§ Exercise instructions: Repeat the listing exactly as given, omitting every image.

§ Information provided:
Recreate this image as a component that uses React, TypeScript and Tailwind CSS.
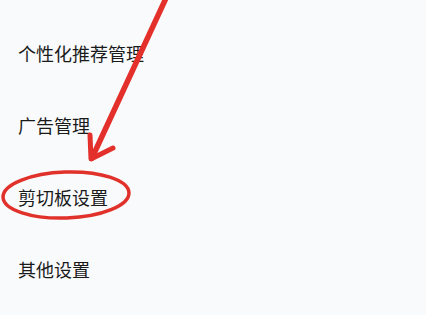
import { Fragment } from 'react'

const items = ['个性化推荐管理', '广告管理', '剪切板设置', '其他设置']

export default function App() {
  return (
    <div className="relative w-[426px] h-[315px] overflow-hidden bg-[#f9fafc] font-['Noto_Sans_CJK_SC','Noto_Sans',sans-serif]">
      <div className="pt-[17px] flex flex-col">
        {items.map(label => (
          <Fragment key={label}>
            <div className="h-[72px] pl-[18px] flex items-center text-[18px] leading-none font-normal text-[#1a1a1a]">
              {label}
            </div>
          </Fragment>
        ))}
      </div>

      {/* hand-drawn annotation */}
      <svg className="absolute inset-0 pointer-events-none" width="426" height="315" viewBox="0 0 426 315">
        <path d="M167 -4 L92 158" stroke="#e3302a" strokeWidth="5.5" strokeLinecap="round" fill="none" />
        <path d="M90 135 L91 159 L113 148" stroke="#e3302a" strokeWidth="5" strokeLinecap="round" strokeLinejoin="round" fill="none" />
        <ellipse cx="66" cy="195" rx="63" ry="23" stroke="#e0312b" strokeWidth="3.5" fill="none" transform="rotate(-2 66 195)" />
      </svg>
    </div>
  )
}
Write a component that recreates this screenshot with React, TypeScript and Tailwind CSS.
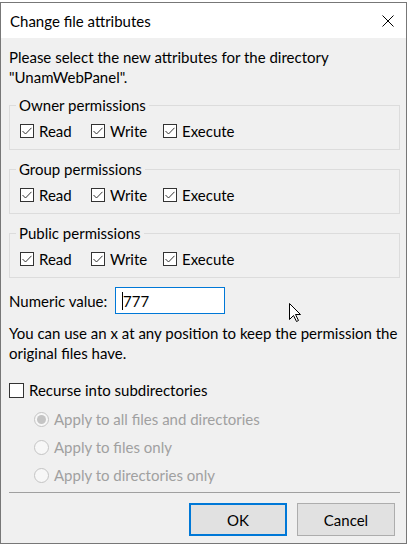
import { ReactNode } from 'react'

function CheckBox({ checked, size = 14 }: { checked: boolean; size?: number }) {
  return (
    <span
      className="flex shrink-0 items-center justify-center border border-[#333333] bg-white"
      style={{ width: size, height: size }}
    >
      {checked && (
        <svg width="10" height="8" viewBox="0 0 10 8" fill="none">
          <path d="M0.5 4 L3.5 7 L9.5 0.8" stroke="#333333" strokeWidth="1" />
        </svg>
      )}
    </span>
  )
}

function Perm({ label, width }: { label: string; width?: string }) {
  return (
    <div className={`flex items-center gap-[5px] ${width ?? ''}`}>
      <CheckBox checked />
      <span>{label}</span>
    </div>
  )
}

function Group({ title, first }: { title: string; first?: boolean }) {
  return (
    <fieldset className={`border border-[#dcdcdc] ${first ? 'mt-[8px]' : 'mt-[9px]'}`}>
      <legend className="ml-[6px] px-[3px]">{title}</legend>
      <div className="mt-[6px] mb-[8px] flex h-[20px] items-center pl-[10px]">
        <Perm label="Read" width="w-[71px]" />
        <Perm label="Write" width="w-[72px]" />
        <Perm label="Execute" />
      </div>
    </fieldset>
  )
}

function Radio({ selected, children }: { selected?: boolean; children: ReactNode }) {
  return (
    <div className="flex h-[20px] items-center gap-[5px] text-[#a0a0a0]">
      <span className="flex h-[15px] w-[15px] items-center justify-center rounded-full border border-[#c4c4c4] bg-[#f7f7f7]">
        {selected && <span className="h-[9px] w-[9px] rounded-full bg-[#c4c4c4]" />}
      </span>
      <span>{children}</span>
    </div>
  )
}

export default function App() {
  return (
    <div className="relative h-[546px] w-[409px] overflow-hidden bg-white font-['Lato',sans-serif] text-[15px] leading-[20px] text-black">
      <div className="mt-[2px] flex h-[542px] w-[407px] flex-col border border-[#777777] bg-[#f0f0f0]">
        <div className="flex h-[35px] shrink-0 items-center justify-between bg-white pl-[9px] pr-[12px]">
          <span>Change file attributes</span>
          <svg width="12" height="12" viewBox="0 0 12 12">
            <path d="M0.5 0.5 L11.5 11.5 M11.5 0.5 L0.5 11.5" stroke="#000000" strokeWidth="1" />
          </svg>
        </div>

        <div className="flex flex-1 flex-col pl-[8px] pr-[6px] pt-[9px]">
          <p>
            Please select the new attributes for the directory
            <br />
            "UnamWebPanel".
          </p>

          <Group title="Owner permissions" first />
          <Group title="Group permissions" />
          <Group title="Public permissions" />

          <div className="mt-[9px] flex h-[27px] items-center">
            <span className="w-[106px]">Numeric value:</span>
            <div className="flex h-[27px] w-[110px] items-center border border-[#0078d7] bg-white pl-[6px]">
              <span className="h-[18px] w-px bg-black" />
              <span>777</span>
            </div>
          </div>

          <p className="mt-[9px]">
            You can use an x at any position to keep the permission the
            <br />
            original files have.
          </p>

          <div className="mt-[17px] flex h-[20px] items-center gap-[5px]">
            <CheckBox checked={false} size={15} />
            <span>Recurse into subdirectories</span>
          </div>

          <div className="mt-[9px] flex flex-col gap-[8px] pl-[25px]">
            <Radio selected>Apply to all files and directories</Radio>
            <Radio>Apply to files only</Radio>
            <Radio>Apply to directories only</Radio>
          </div>

          <div className="mt-[7px] h-px bg-[#a0a0a0]" />

          <div className="mt-[10px] flex justify-end gap-[10px] pr-[5px]">
            <button className="h-[33px] w-[98px] border-2 border-[#0078d7] bg-[#e1e1e1]">OK</button>
            <button className="h-[33px] w-[98px] border border-[#adadad] bg-[#e1e1e1]">Cancel</button>
          </div>
        </div>
      </div>

      <svg className="absolute left-[289px] top-[303px]" width="13" height="20" viewBox="0 0 13 20">
        <path d="M0.5 0.5 V16.5 L4.5 12.5 L7.5 18.5 L9.5 17.5 L6.5 11.5 H11.5 Z" fill="#ffffff" stroke="#000000" strokeWidth="1" />
      </svg>
    </div>
  )
}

§ Answer to this exercise:
Recreate this image as a component that uses React, TypeScript and Tailwind CSS.
import { Fragment } from 'react'

const items = ['个性化推荐管理', '广告管理', '剪切板设置', '其他设置']

export default function App() {
  return (
    <div className="relative w-[426px] h-[315px] overflow-hidden bg-[#f9fafc] font-['Noto_Sans_CJK_SC','Noto_Sans',sans-serif]">
      <div className="pt-[17px] flex flex-col">
        {items.map(label => (
          <Fragment key={label}>
            <div className="h-[72px] pl-[18px] flex items-center text-[18px] leading-none font-normal text-[#1a1a1a]">
              {label}
            </div>
          </Fragment>
        ))}
      </div>

      {/* hand-drawn annotation */}
      <svg className="absolute inset-0 pointer-events-none" width="426" height="315" viewBox="0 0 426 315">
        <path d="M167 -4 L92 158" stroke="#e3302a" strokeWidth="5.5" strokeLinecap="round" fill="none" />
        <path d="M90 135 L91 159 L113 148" stroke="#e3302a" strokeWidth="5" strokeLinecap="round" strokeLinejoin="round" fill="none" />
        <ellipse cx="66" cy="195" rx="63" ry="23" stroke="#e0312b" strokeWidth="3.5" fill="none" transform="rotate(-2 66 195)" />
      </svg>
    </div>
  )
}
Write a component that recreates this screenshot with React, TypeScript and Tailwind CSS.
import { ReactNode } from 'react'

function CheckBox({ checked, size = 14 }: { checked: boolean; size?: number }) {
  return (
    <span
      className="flex shrink-0 items-center justify-center border border-[#333333] bg-white"
      style={{ width: size, height: size }}
    >
      {checked && (
        <svg width="10" height="8" viewBox="0 0 10 8" fill="none">
          <path d="M0.5 4 L3.5 7 L9.5 0.8" stroke="#333333" strokeWidth="1" />
        </svg>
      )}
    </span>
  )
}

function Perm({ label, width }: { label: string; width?: string }) {
  return (
    <div className={`flex items-center gap-[5px] ${width ?? ''}`}>
      <CheckBox checked />
      <span>{label}</span>
    </div>
  )
}

function Group({ title, first }: { title: string; first?: boolean }) {
  return (
    <fieldset className={`border border-[#dcdcdc] ${first ? 'mt-[8px]' : 'mt-[9px]'}`}>
      <legend className="ml-[6px] px-[3px]">{title}</legend>
      <div className="mt-[6px] mb-[8px] flex h-[20px] items-center pl-[10px]">
        <Perm label="Read" width="w-[71px]" />
        <Perm label="Write" width="w-[72px]" />
        <Perm label="Execute" />
      </div>
    </fieldset>
  )
}

function Radio({ selected, children }: { selected?: boolean; children: ReactNode }) {
  return (
    <div className="flex h-[20px] items-center gap-[5px] text-[#a0a0a0]">
      <span className="flex h-[15px] w-[15px] items-center justify-center rounded-full border border-[#c4c4c4] bg-[#f7f7f7]">
        {selected && <span className="h-[9px] w-[9px] rounded-full bg-[#c4c4c4]" />}
      </span>
      <span>{children}</span>
    </div>
  )
}

export default function App() {
  return (
    <div className="relative h-[546px] w-[409px] overflow-hidden bg-white font-['Lato',sans-serif] text-[15px] leading-[20px] text-black">
      <div className="mt-[2px] flex h-[542px] w-[407px] flex-col border border-[#777777] bg-[#f0f0f0]">
        <div className="flex h-[35px] shrink-0 items-center justify-between bg-white pl-[9px] pr-[12px]">
          <span>Change file attributes</span>
          <svg width="12" height="12" viewBox="0 0 12 12">
            <path d="M0.5 0.5 L11.5 11.5 M11.5 0.5 L0.5 11.5" stroke="#000000" strokeWidth="1" />
          </svg>
        </div>

        <div className="flex flex-1 flex-col pl-[8px] pr-[6px] pt-[9px]">
          <p>
            Please select the new attributes for the directory
            <br />
            "UnamWebPanel".
          </p>

          <Group title="Owner permissions" first />
          <Group title="Group permissions" />
          <Group title="Public permissions" />

          <div className="mt-[9px] flex h-[27px] items-center">
            <span className="w-[106px]">Numeric value:</span>
            <div className="flex h-[27px] w-[110px] items-center border border-[#0078d7] bg-white pl-[6px]">
              <span className="h-[18px] w-px bg-black" />
              <span>777</span>
            </div>
          </div>

          <p className="mt-[9px]">
            You can use an x at any position to keep the permission the
            <br />
            original files have.
          </p>

          <div className="mt-[17px] flex h-[20px] items-center gap-[5px]">
            <CheckBox checked={false} size={15} />
            <span>Recurse into subdirectories</span>
          </div>

          <div className="mt-[9px] flex flex-col gap-[8px] pl-[25px]">
            <Radio selected>Apply to all files and directories</Radio>
            <Radio>Apply to files only</Radio>
            <Radio>Apply to directories only</Radio>
          </div>

          <div className="mt-[7px] h-px bg-[#a0a0a0]" />

          <div className="mt-[10px] flex justify-end gap-[10px] pr-[5px]">
            <button className="h-[33px] w-[98px] border-2 border-[#0078d7] bg-[#e1e1e1]">OK</button>
            <button className="h-[33px] w-[98px] border border-[#adadad] bg-[#e1e1e1]">Cancel</button>
          </div>
        </div>
      </div>

      <svg className="absolute left-[289px] top-[303px]" width="13" height="20" viewBox="0 0 13 20">
        <path d="M0.5 0.5 V16.5 L4.5 12.5 L7.5 18.5 L9.5 17.5 L6.5 11.5 H11.5 Z" fill="#ffffff" stroke="#000000" strokeWidth="1" />
      </svg>
    </div>
  )
}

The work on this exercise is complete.